In this age of information technology, knowledge has become accessible in the pockets of 83% of the world's population. Now people can quickly research the accurate distance and time required to walk from one destination to another. They can search the mechanisms of different technologies, explore the wisdom of ancients, and much more. This, in turn, has made us more dependent on them so that Google and other search engines have become the first line of inquiry. We sometimes even trust them over our own intuitions, and children trust them over their parents.
Before our time, the way knowledge was accessed was different. Those who decided to seek knowledge would have to find a willing teacher and, if lucky, a library. It was not easy in an age where massive paper printing and pdfs were unavailable. Much of the knowledge was passed down from the older generations, which was gained through an accumulation of experiences. This was all about to change after the development of mass printing then electromechanical technology, such as the telegraph and the telephone, and then electronics, including the devices we now have. This allowed information to travel at high speeds. After commercialization, such technologies became accessible to the masses. This raises the question of what differentiates modern sources of knowledge from the past.

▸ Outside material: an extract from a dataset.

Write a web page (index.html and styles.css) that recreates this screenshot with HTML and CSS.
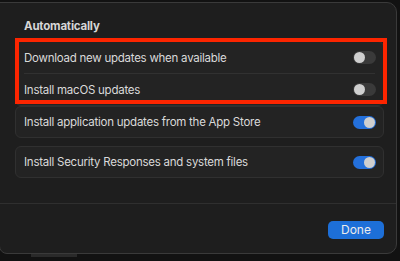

Through observation, it seems that such information technology has created an extra layer from the truth. For instance, if we take on the question of time, I can accurately know the date, hours, minutes and seconds using my phone or a watch. However, in the past, people had to interact with nature, for instance by building obelisks, identifying shadows and sun positioning, and tracking the movements of planets and constellations. Although we have access to more accurate information, we have distanced ourselves from the act of identifying time and our interaction with nature and added an extra layer where it is another agent is that gives us the information. We are further away from the source of the knowledge, yet at the same time, have a more accurate piece of information. What is the implication of such results?
First, it has further made us more dependent on external sources such as experts, as now most of our knowledge and information increasingly comes from such sources rather than direct interaction with nature and experience. As a result, we have more information which is more accurate, but as a consequence, we have to base our knowledge on the trust of authority. To become distant from the source of truth has reduced the role that knowledge plays. Most information learned in the past was put to use and actively played a role in the life of individuals. It was relevant to individuals and became an active part of their outlook. As such, it can become genuinely labelled as knowledge. However, information gained from media and Google searches due to their ease has become to play a lower role, maybe that’s why research has found that data from search engines was quickly forgotten. Discussing how we have become desensitized from information is a whole line of inquiry that we won't get into.
The development of information technology has been unprecedented. It seems not many know how this will affect our species, although it plays a significant role in shaping us and our minds. What is the impact of having less interaction with nature and increasing our trust in other agents for information? Will this be another tool used by state powers for censoring and guiding information, or will it play a role in developing societies? Only time will tell.